Indeed, limiting purchases to low-risk assets may serve to further distort any “mismatch” between the distributions of supply and demand. Many intermediaries operate under strict, and slow moving, institutional mandates that limit their exposure to long-term, high-risk assets. Such market participants are simply unable, even in the medium term, to participate in the portfolio rebalancing that CBs seek. The efficacy of such a strategy may therefore decline as those agents that are able to participate become increasingly saturated in their purchases of high-risk debt (and in so doing are seen as risky themselves and so unable to raise funds from the constrained agents).

Furthermore, QE in the form of open market purchases of bonds, no matter whether they are public or private, automatically implies a bias towards large corporates and away from households and small businesses that rely exclusively on bank lending for credit. Bond purchases directly lower interest rates faced by large corporates (through portfolio rebalancing), but only indirectly stimulate small businesses or households via bank funding costs. In an environment with reduced competition in banking and perceived fragility in the financial industry as a whole, funding costs may not decline in response to QE and even if they do, the decline may not be passed on to borrowers.

In any event, a direct consequence of QE at the ZLB must be a reduction in the expected profitability of the financial industry as a whole and with it, a corresponding decline in the industry’s ability to withstand negative shocks. Given this trade-off, optimal policy at the ZLB should expressly consider financial system fragility in addition to inflation and the output gap, and when the probability of a negative shock rises, the weight given to such consideration must correspondingly increase.

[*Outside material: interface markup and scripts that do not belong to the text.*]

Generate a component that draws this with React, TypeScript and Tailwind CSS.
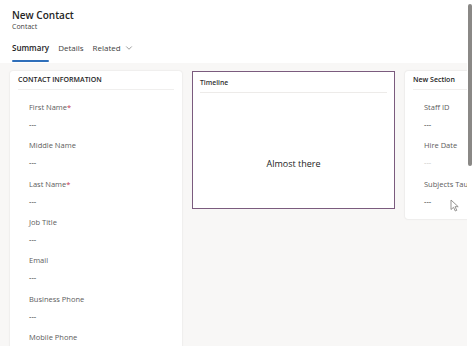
import { ChevronDown } from "lucide-react";

const font = { fontFamily: '"Open Sans", "Noto Sans", sans-serif' };

type Field = { label: string; required?: boolean; faint?: boolean };

const contactFields: Field[] = [
  { label: "First Name", required: true },
  { label: "Middle Name" },
  { label: "Last Name", required: true },
  { label: "Job Title" },
  { label: "Email" },
  { label: "Business Phone" },
  { label: "Mobile Phone" },
];

const sectionFields: Field[] = [
  { label: "Staff ID" },
  { label: "Hire Date", faint: true },
  { label: "Subjects Taught" },
];

const FieldRow = ({ label, required, faint }: Field) => (
  <div className="flex h-[38.33px] flex-col">
    <div className="whitespace-nowrap text-[7.5px] leading-[12px] text-[#5c5c5c]">
      {label}
      {required && <span className="text-[#c4314b]">*</span>}
    </div>
    <div
      className={
        faint
          ? "mt-[5px] text-[7.5px] leading-[12px] text-[#c8c6c4]"
          : "mt-[5px] text-[7.5px] leading-[12px] text-[#242424]"
      }
    >
      ---
    </div>
  </div>
);

export default function App() {
  return (
    <div className="flex h-[346px] w-[474px] overflow-hidden bg-white" style={font}>
      <div className="flex min-w-0 flex-1 flex-col overflow-hidden">
        {/* Header */}
        <div className="shrink-0 bg-white px-[12px] pt-[8px]">
          <h1 className="text-[10px] font-semibold leading-[14px] text-[#242424]">New Contact</h1>
          <p className="text-[7px] leading-[9px] text-[#424242]">Contact</p>
          <div className="mt-[10px] flex items-center gap-[9px] text-[8px] text-[#424242]">
            <div className="flex flex-col">
              <span className="font-semibold leading-[14px] text-[#242424]">Summary</span>
              <span className="mb-[1px] mt-[5px] h-[2px] w-full rounded-full bg-[#2f6fba]" />
            </div>
            <span className="mb-[8px] leading-[14px]">Details</span>
            <span className="mb-[8px] flex items-center gap-[3px] leading-[14px]">
              Related
              <ChevronDown className="h-[10px] w-[10px] text-[#616161]" strokeWidth={1.5} />
            </span>
          </div>
        </div>

        {/* Body */}
        <div className="flex flex-1 items-start gap-[10px] bg-[#f8f7f6] pl-[10px] pt-[8px]">
          {/* Contact information */}
          <div className="flex h-[290px] w-[172px] shrink-0 flex-col rounded-[3px] bg-white px-[8px] pt-[3px] shadow-[0_0_2px_rgba(0,0,0,0.12)]">
            <div className="border-b border-[#f0efee] pb-[3px] text-[7px] font-semibold leading-[12px] text-[#242424]">
              CONTACT INFORMATION
            </div>
            <div className="flex flex-col px-[11px] pt-[11px]">
              {contactFields.map((f) => (
                <FieldRow key={f.label} {...f} />
              ))}
            </div>
          </div>

          {/* Timeline */}
          <div className="flex h-[138px] w-[203px] shrink-0 flex-col border border-[#7b5b7e] bg-white px-[7px] pt-[6px]">
            <div className="border-b border-[#edebe9] pb-[4px] text-[6.8px] font-semibold leading-[10px] text-[#323130]">
              Timeline
            </div>
            <div className="flex flex-1 items-center justify-center pt-[27px] text-[9px] text-[#242424]">
              Almost there
            </div>
          </div>

          {/* New section */}
          <div className="relative flex h-[148px] w-[120px] shrink-0 flex-col rounded-[3px] bg-white px-[8px] pt-[3px] shadow-[0_0_2px_rgba(0,0,0,0.14)]">
            <div className="border-b border-[#f0efee] pb-[3px] text-[7px] font-semibold leading-[12px] text-[#242424]">
              New Section
            </div>
            <div className="flex flex-col px-[11px] pt-[11px]">
              {sectionFields.map((f) => (
                <FieldRow key={f.label} {...f} />
              ))}
            </div>
            {/* mouse pointer */}
            <svg
              className="absolute left-[45px] top-[128px]"
              width="9"
              height="13"
              viewBox="0 0 9 13"
            >
              <path
                d="M1 1 L1 10.5 L3.5 8.3 L5.3 12 L6.8 11.3 L5 7.7 L8.2 7.7 Z"
                fill="white"
                stroke="#8a8886"
                strokeWidth="0.9"
                strokeLinejoin="round"
              />
            </svg>
          </div>
        </div>
      </div>

      {/* Scrollbar */}
      <div className="w-[7px] shrink-0 bg-white pl-[1px] pt-[4px]">
        <div className="h-[162px] w-[4px] rounded-full bg-[#8a8886]" />
      </div>
    </div>
  );
}
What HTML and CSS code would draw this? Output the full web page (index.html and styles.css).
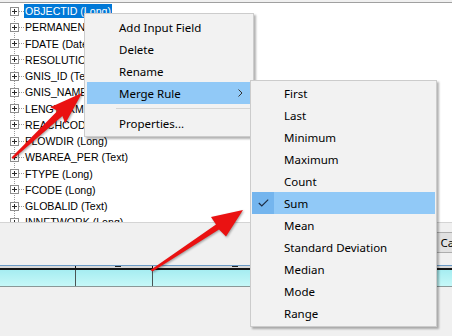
FILE: index.html
```html
<!DOCTYPE html>
<html lang="en">
  <head>
    <meta charset="UTF-8" />
    <title>Field Map - Merge Rule</title>
    <link rel="stylesheet" href="styles.css">
  </head>
  <body>
    <div class="tree">
      <ul class="fields">
        <li class="field"><span class="node"></span><span class="stub"></span><span class="label selected">OBJECTID (Long)</span></li>
        <li class="field"><span class="node"></span><span class="stub"></span><span class="label">PERMANENT_IDENTIFIER (Text)</span></li>
        <li class="field"><span class="node"></span><span class="stub"></span><span class="label">FDATE (Date)</span></li>
        <li class="field"><span class="node"></span><span class="stub"></span><span class="label">RESOLUTION (Long)</span></li>
        <li class="field"><span class="node"></span><span class="stub"></span><span class="label">GNIS_ID (Text)</span></li>
        <li class="field"><span class="node"></span><span class="stub"></span><span class="label">GNIS_NAME (Text)</span></li>
        <li class="field"><span class="node"></span><span class="stub"></span><span class="label">LENGTHKM (Double)</span></li>
        <li class="field"><span class="node"></span><span class="stub"></span><span class="label">REACHCODE (Text)</span></li>
        <li class="field"><span class="node"></span><span class="stub"></span><span class="label">FLOWDIR (Long)</span></li>
        <li class="field"><span class="node"></span><span class="stub"></span><span class="label">WBAREA_PER (Text)</span></li>
        <li class="field"><span class="node"></span><span class="stub"></span><span class="label">FTYPE (Long)</span></li>
        <li class="field"><span class="node"></span><span class="stub"></span><span class="label">FCODE (Long)</span></li>
        <li class="field"><span class="node"></span><span class="stub"></span><span class="label">GLOBALID (Text)</span></li>
        <li class="field"><span class="node"></span><span class="stub"></span><span class="label">INNETWORK (Long)</span></li>
      </ul>
    </div>

    <div class="actions">
      <button class="btn">Cancel</button>
    </div>

    <div class="grid">
      <div class="grid-head">
        <div class="col c1"></div>
        <div class="col c2"></div>
        <div class="col c3"></div>
      </div>
      <div class="grid-row">
        <div class="col c1"></div>
        <div class="col c2"></div>
        <div class="col c3"></div>
      </div>
    </div>

    <!-- context menu -->
    <div class="menu context">
      <div class="item">Add Input Field</div>
      <div class="item">Delete</div>
      <div class="item">Rename</div>
      <div class="item active">Merge Rule
        <svg class="chevron" width="5" height="8" viewBox="0 0 5 8"><polyline points="0.5,0.5 4,4 0.5,7.5" fill="none" stroke="#333" stroke-width="1"/></svg>
      </div>
      <div class="sep"></div>
      <div class="item">Properties...</div>
    </div>

    <div class="menu submenu">
      <div class="item">First</div>
      <div class="item">Last</div>
      <div class="item">Minimum</div>
      <div class="item">Maximum</div>
      <div class="item">Count</div>
      <div class="item active checked">
        <span class="mark"><svg width="11" height="8" viewBox="0 0 11 8"><polyline points="0.8,4 3.8,7 10.2,0.6" fill="none" stroke="#1c2c44" stroke-width="1.2"/></svg></span>Sum
      </div>
      <div class="item">Mean</div>
      <div class="item">Standard Deviation</div>
      <div class="item">Median</div>
      <div class="item">Mode</div>
      <div class="item">Range</div>
    </div>

    <!-- callout arrows -->
    <svg class="arrows" width="452" height="336" viewBox="0 0 452 336">
      <polygon points="11.5,157.5 57.6,110.8 50.3,107.3 82,93 65.3,123.5 62.4,116 13,159" fill="#ea1212"/>
      <polygon points="150.5,270 216,224.5 211,217 243,210 226,236.5 219,229.5 152.5,271.5" fill="#ea1212"/>
    </svg>
  </body>
</html>
```

FILE: styles.css
```css
body {
  margin: 0;
  width: 452px;
  height: 336px;
  overflow: hidden;
  position: relative;
  background: #f0f0f0;
  font-family: "Liberation Sans", Arial, sans-serif;
  color: #000;
}
.tree {
  margin-top: 2px;
  height: 219px;
  overflow: hidden;
  background: #fff;
  border-top: 1px solid #a0a0a0;
  border-bottom: 1px solid #d4d4d4;
}
.fields {
  list-style: none;
  margin: 0;
  padding: 0;
  background-image: repeating-linear-gradient(to bottom, #9a9a9a 0 1px, transparent 1px 2px);
  background-size: 1px 100%;
  background-position: 14px 8px;
  background-repeat: no-repeat;
}
.field {
  display: flex;
  align-items: center;
  height: 16.25px;
  font-size: 10.6px;
  white-space: nowrap;
}
.node {
  flex: none;
  width: 7px;
  height: 7px;
  margin-left: 10px;
  border: 1px solid #8e8e8e;
  background:
    linear-gradient(#2b2b2b, #2b2b2b) center / 5px 1px no-repeat,
    linear-gradient(#2b2b2b, #2b2b2b) center / 1px 5px no-repeat,
    #fff;
}
.stub {
  flex: none;
  width: 5px;
  height: 1px;
  background: repeating-linear-gradient(to right, #9a9a9a 0 1px, transparent 1px 2px);
}
.label {
  padding: 0 1px;
  line-height: 14px;
}
.label.selected {
  background: #0078d7;
  color: #fff;
}
.actions {
  display: flex;
  margin-top: 9px;
}
.btn {
  flex: none;
  margin-left: 421px;
  width: 75px;
  height: 21px;
  padding: 0;
  border: 1px solid #adadad;
  background: #e1e1e1;
  font-family: "Noto Sans", sans-serif;
  font-size: 11.5px;
  color: #000;
}
.grid {
  margin-top: 12px;
  border-top: 1px solid #6b9bc7;
  border-bottom: 1px solid #8a9898;
}
.grid-head,
.grid-row {
  display: flex;
}
.grid-head {
  height: 2px;
  background: #d9d9d9;
  border-bottom: 2px solid #151515;
}
.grid-row {
  height: 16px;
  background: linear-gradient(#a6edf1, #c6f8f8);
}
.col {
  flex: none;
  border-right: 1px solid #4a5555;
}
.c1 { width: 75px; }
.c2 { width: 76px; }
.c3 { flex: 1; border-right: none; }
.grid-head .col { border-right-color: #111; }
.grid-head .c2 {
  background: linear-gradient(#222, #222) 39px 0 / 6px 1px no-repeat;
}
.grid-head .c3 {
  background: linear-gradient(#222, #222) 79px 0 / 6px 1px no-repeat;
}
.menu {
  position: absolute;
  background: #f2f2f2;
  border: 1px solid #cccccc;
  box-shadow: 2px 2px 2px rgba(0, 0, 0, 0.3);
  font-family: "Noto Sans", sans-serif;
  font-size: 11.5px;
}
.context {
  left: 84px;
  top: 13px;
  width: 163px;
  padding: 2px 3px 2px 2px;
}
.submenu {
  left: 250px;
  top: 80px;
  width: 183px;
  padding: 1px 1px 2px 1px;
}
.item {
  display: flex;
  align-items: center;
  height: 22px;
  padding-left: 32px;
}
.item.active {
  background: #91c9f7;
}
.item.checked {
  padding-left: 0;
}
.mark {
  flex: none;
  align-self: stretch;
  width: 22px;
  margin-right: 10px;
  display: flex;
  align-items: center;
  justify-content: center;
  background: #74b5ee;
}
.chevron {
  margin-left: auto;
  margin-right: 7px;
}
.sep {
  height: 1px;
  margin: 4px 0 3px 29px;
  background: #d5d5d5;
}
.arrows {
  position: absolute;
  left: 0;
  top: 0;
  pointer-events: none;
  filter: drop-shadow(1px 1px 1px rgba(0, 0, 0, 0.35));
}
```
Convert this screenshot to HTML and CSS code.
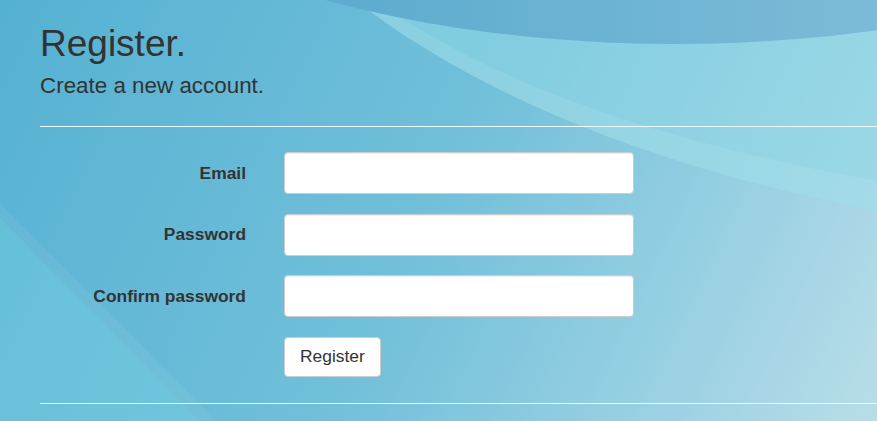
FILE: index.html
```html
<!DOCTYPE html>
<html lang="en">
<head>
<meta charset="utf-8">
<title>Register</title>
<link rel="stylesheet" href="styles.css">
</head>
<body>
<div class="bg" aria-hidden="true">
  <svg class="bg-svg" viewBox="0 0 877 421" preserveAspectRatio="none" xmlns="http://www.w3.org/2000/svg">
    <defs>
      <linearGradient id="base" gradientUnits="userSpaceOnUse" x1="0" y1="0" x2="877" y2="421">
        <stop offset="0" stop-color="#55b1d2"/>
        <stop offset="0.5" stop-color="#72c0da"/>
        <stop offset="1" stop-color="#b8dde9"/>
      </linearGradient>
      <linearGradient id="arc" gradientUnits="userSpaceOnUse" x1="320" y1="0" x2="877" y2="0">
        <stop offset="0" stop-color="#5babce"/>
        <stop offset="1" stop-color="#7cbbd7"/>
      </linearGradient>
    </defs>
    <rect x="0" y="0" width="877" height="421" fill="url(#base)"/>
    <path d="M355,0 C470,90 650,170 900,215 L900,0 Z" fill="#8fd8e6" fill-opacity="0.55"/>
    <path d="M375,0 C480,75 640,140 900,185 L900,215 C650,170 470,90 355,0 Z" fill="#ffffff" fill-opacity="0.09"/>
    <path d="M0,218 Q100,320 200,421 L0,421 Z" fill="#78d2e1" fill-opacity="0.4"/>
    <path d="M0,204 Q100,302 216,421 L200,421 Q100,320 0,218 Z" fill="#ffffff" fill-opacity="0.06"/>
    <ellipse cx="675" cy="-236" rx="650" ry="280" fill="url(#arc)"/>
  </svg>
</div>
<main class="page">
  <h1 class="title">Register.</h1>
  <h2 class="subtitle">Create a new account.</h2>
  <div class="rule"></div>
  <form class="form">
    <label class="label" for="email">Email</label>
    <input class="field" id="email" type="email">
    <label class="label" for="password">Password</label>
    <input class="field" id="password" type="password">
    <label class="label" for="confirm">Confirm password</label>
    <input class="field" id="confirm" type="password">
    <button class="btn" type="button">Register</button>
  </form>
  <div class="rule rule-bottom"></div>
</main>
</body>
</html>
```
FILE: styles.css
```css
html, body {
  margin: 0;
  padding: 0;
}

body {
  position: relative;
  width: 877px;
  height: 421px;
  overflow: hidden;
  font-family: "Liberation Sans", Arial, sans-serif;
  color: #333;
  background: #5ab5d3;
}

.bg {
  position: absolute;
  inset: 0;
  z-index: 0;
}

.bg-svg {
  display: block;
  width: 100%;
  height: 100%;
}

.page {
  position: relative;
  z-index: 1;
  padding: 24px 0 0 40px;
}

.title {
  margin: 0;
  font-size: 37px;
  font-weight: 400;
  line-height: 40px;
}

.subtitle {
  margin: 10px 0 0;
  font-size: 22.4px;
  font-weight: 400;
  line-height: 24px;
}

.rule {
  margin-top: 28px;
  border-top: 1px solid #eef7fa;
}

.rule-bottom {
  margin-top: 26.5px;
}

.form {
  display: grid;
  grid-template-columns: 206px 350px;
  column-gap: 38px;
  row-gap: 19.6px;
  margin-top: 25px;
}

.label {
  align-self: center;
  text-align: right;
  font-size: 17.4px;
  font-weight: 700;
  color: #333;
}

.field {
  box-sizing: border-box;
  height: 42px;
  margin: 0;
  border: 1px solid #ccc;
  border-radius: 4px;
  background: #fff;
  box-shadow: inset 0 1px 1px rgba(0, 0, 0, 0.075);
}

.btn {
  grid-column: 2;
  justify-self: start;
  box-sizing: border-box;
  height: 40px;
  margin: 0;
  padding: 0 15px;
  border: 1px solid #ccc;
  border-radius: 4px;
  background: #fff;
  color: #333;
  font-family: "Liberation Sans", Arial, sans-serif;
  font-size: 17.4px;
}
```
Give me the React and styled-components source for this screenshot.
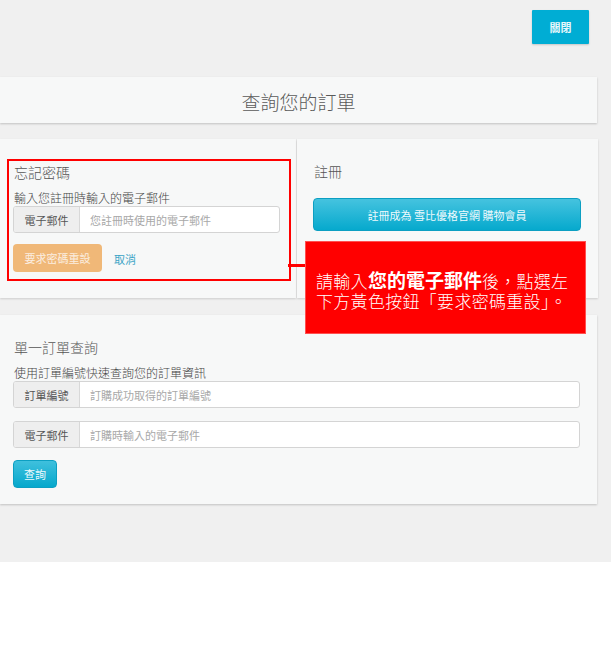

How, then, to stimulate the real economy? Options to mitigate such a trade-off might include permitting negative nominal interest rates, at least for institutional investors; engaging in QE but simultaneously acting to improve financial industry resilience by, for example, mandating industry-wide constraints on dividends or bonuses; or, perhaps most importantly, acting to “correct” the risk distribution of long-term assets. The first of these is not without its risks, but falls squarely within the existing remit of most central banks. The second would require coordination between monetary and regulatory policy, a task eminently suited to the Bank of England’s new role. The third requires addressing the supply shock at its source and so its implementation would presumably be legislative and regulatory.

If further QE is deemed wise, it may also be necessary to grit one’s teeth and shift purchases out to (bundles of) riskier assets, if only maximise their effect. Given the distortions that already occur with low-risk purchases, this may not be as bad as it first seems.

Active monetary research can help inform all of these options, but more broadly, should perhaps focus not just on identifying the mechanisms of monetary transmission but also consider their resilience.